(EXERCISE AIM): Lift out each line of the data that holds "React".

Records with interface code
========

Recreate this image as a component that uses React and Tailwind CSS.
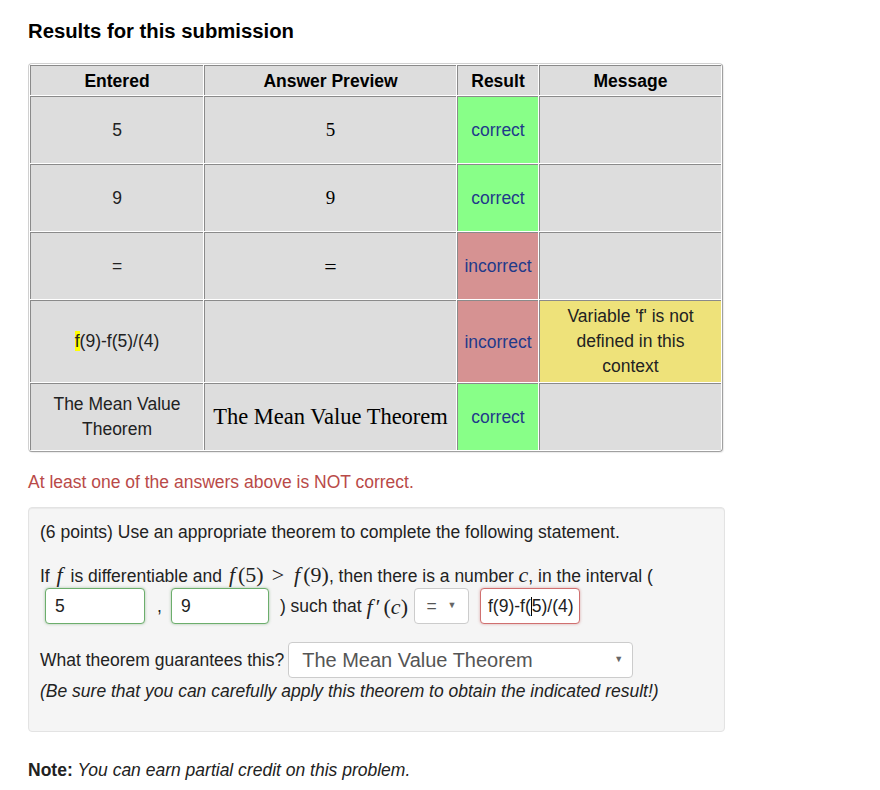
import React from "react";

const rows = [
  { entered: "5", preview: "5", ok: true, h: "h-[67px]" },
  { entered: "9", preview: "9", ok: true, h: "h-[67px]" },
  { entered: "=", preview: "=", ok: false, h: "h-[67px]" },
  {
    entered: (
      <>
        <span className="bg-[#ffff00]">f</span>(9)-f(5)/(4)
      </>
    ),
    preview: "",
    ok: false,
    msg: "Variable 'f' is not defined in this context",
    h: "h-[82px]",
  },
  {
    entered: "The Mean Value Theorem",
    preview: <span className="text-[22.5px]">The Mean Value Theorem</span>,
    ok: true,
    h: "h-[67px]",
  },
];

const cell = "border-t border-l border-[#8a8a8a] text-center align-middle";

function Math({ children, className = "" }) {
  return (
    <span className={`font-['Liberation_Serif',serif] text-[22px] ${className}`}>
      {children}
    </span>
  );
}

function F() {
  return <span className="italic pl-[2px] pr-[3px]">f</span>;
}

export default function App() {
  return (
    <div className="w-[880px] min-h-[790px] bg-white font-['Liberation_Sans',Arial,sans-serif] text-[17.5px] text-[#222]">
      <div className="pl-[28px] pt-[19px]">
        <h2 className="text-[20.3px] font-bold text-black leading-[24px]">
          Results for this submission
        </h2>

        <table className="mt-[20px] table-fixed border-separate border-spacing-[1px] bg-white border border-[#d0d0d0] border-r-[#a0a0a0] border-b-[#a0a0a0] rounded-[4px] shadow-[1px_1px_1px_rgba(0,0,0,0.08)]">
          <thead>
            <tr className="h-[30px]">
              <th className={`${cell} w-[173px] bg-[#dddddd] font-bold text-black leading-[20px]`}>Entered</th>
              <th className={`${cell} w-[252px] bg-[#dddddd] font-bold text-black leading-[20px]`}>Answer Preview</th>
              <th className={`${cell} w-[81px] bg-[#dddddd] font-bold text-black leading-[20px]`}>Result</th>
              <th className={`${cell} w-[182px] bg-[#dddddd] font-bold text-black leading-[20px]`}>Message</th>
            </tr>
          </thead>
          <tbody>
            {rows.map((r, i) => (
              <tr key={i} className={r.h}>
                <td className={`${cell} bg-[#dddddd] leading-[25px] px-[18px] text-[#222]`}>{r.entered}</td>
                <td className={`${cell} bg-[#dddddd] font-['Liberation_Serif',serif] text-[19px] text-black`}>
                  {r.preview === "=" ? <span className="text-[22px]">=</span> : r.preview}
                </td>
                <td className={`${cell} ${r.ok ? "bg-[#88ff88]" : "bg-[#d69292]"} text-[#1f3a8a] leading-[20px]`}>
                  {r.ok ? "correct" : "incorrect"}
                </td>
                <td className={`${cell} ${r.msg ? "bg-[#eee27a]" : "bg-[#dddddd]"} leading-[25px] px-[10px] text-[#222]`}>
                  {r.msg}
                </td>
              </tr>
            ))}
          </tbody>
        </table>

        <p className="mt-[19px] text-[#b94a48] leading-[22px]">
          At least one of the answers above is NOT correct.
        </p>

        <div className="mt-[14px] w-[697px] h-[225px] bg-[#f5f5f5] border border-[#e3e3e3] rounded-[4px] shadow-[inset_0_1px_1px_rgba(0,0,0,0.05)] px-[11px] pt-[14px]">
          <p className="leading-[20px]">
            (6 points) Use an appropriate theorem to complete the following statement.
          </p>

          <p className="mt-[21px] leading-[24px] whitespace-nowrap">
            If <Math><F /></Math> is differentiable and{" "}
            <Math>
              <F />(5)<span className="mx-[8px]">&gt;</span><F />(9)
            </Math>
            , then there is a number <Math><span className="italic">c</span></Math>, in the interval (
          </p>

          <div className="flex items-center mt-0 h-[36px]">
            <div className="ml-[5px] w-[100px] h-[36px] bg-white border border-[#6cae6c] rounded-[4px] shadow-[0_0_3px_rgba(70,136,71,0.45)] flex items-center px-[9px]">
              5
            </div>
            <span className="ml-[12px] mr-[9px]">,</span>
            <div className="w-[98px] h-[36px] bg-white border border-[#6cae6c] rounded-[4px] shadow-[0_0_3px_rgba(70,136,71,0.45)] flex items-center px-[9px]">
              9
            </div>
            <span className="ml-[11px]">) such that</span>
            <Math className="ml-[3px]">
              <F />
              <span className="pr-[3px]">′</span>(<span className="italic">c</span>)
            </Math>
            <div className="ml-[6px] w-[55px] h-[36px] bg-white border border-[#cccccc] rounded-[4px] flex items-center justify-center gap-[11px] text-[#555]">
              <span>=</span>
              <span className="text-[9px] text-[#666]">▼</span>
            </div>
            <div className="ml-[11px] w-[100px] h-[36px] bg-white border border-[#d07070] rounded-[4px] shadow-[0_0_3px_rgba(185,74,72,0.45)] flex items-center pl-[7px] overflow-hidden whitespace-nowrap">
              f(9)-f(
              <span className="inline-block w-px h-[19px] bg-black"></span>
              5)/(4)
            </div>
          </div>

          <div className="flex items-center mt-[18px]">
            <span>What theorem guarantees this?</span>
            <div className="ml-[4px] w-[345px] h-[36px] bg-white border border-[#cccccc] rounded-[4px] flex items-center justify-between pl-[13px] pr-[9px]">
              <span className="text-[20px] text-[#555]">The Mean Value Theorem</span>
              <span className="text-[9px] text-[#666]">▼</span>
            </div>
          </div>
          <p className="mt-[2px] italic leading-[22px]">
            (Be sure that you can carefully apply this theorem to obtain the indicated result!)
          </p>
        </div>

        <p className="mt-[27px] leading-[22px]">
          <span className="font-bold">Note:</span>{" "}
          <span className="italic">You can earn partial credit on this problem.</span>
        </p>
      </div>
    </div>
  );
}
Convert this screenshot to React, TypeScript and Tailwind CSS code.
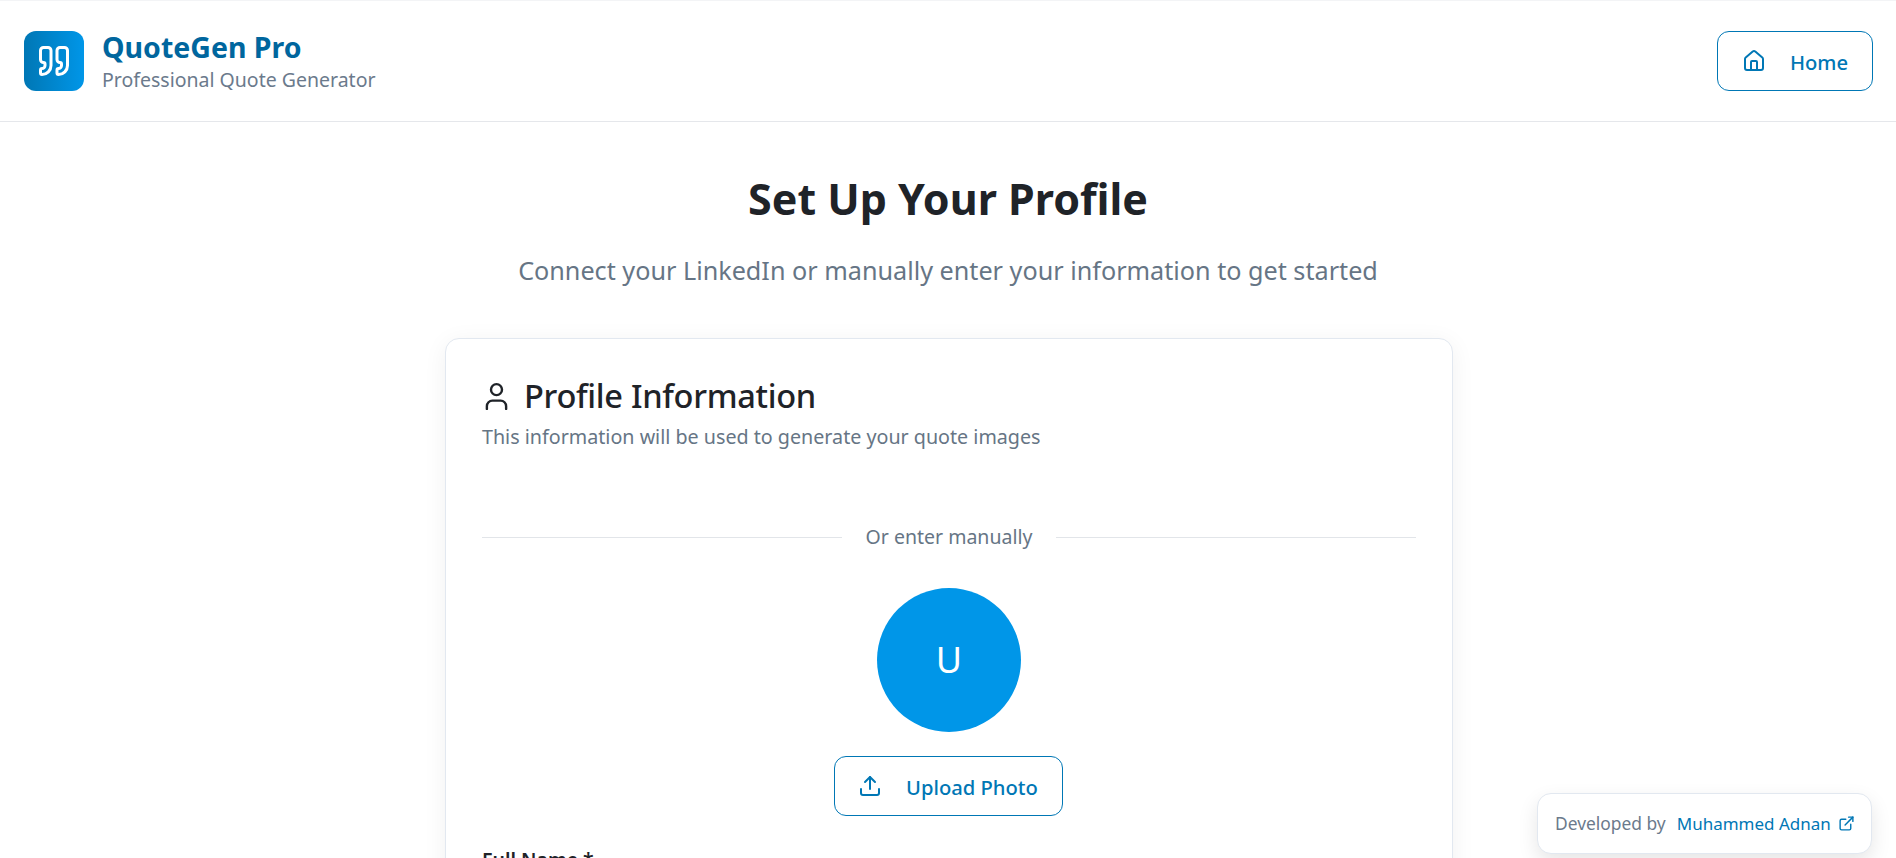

========

(RIGHT ANSWER):
Recreate this image as a component that uses React and Tailwind CSS.
import React from "react";
Convert this screenshot to React, TypeScript and Tailwind CSS code.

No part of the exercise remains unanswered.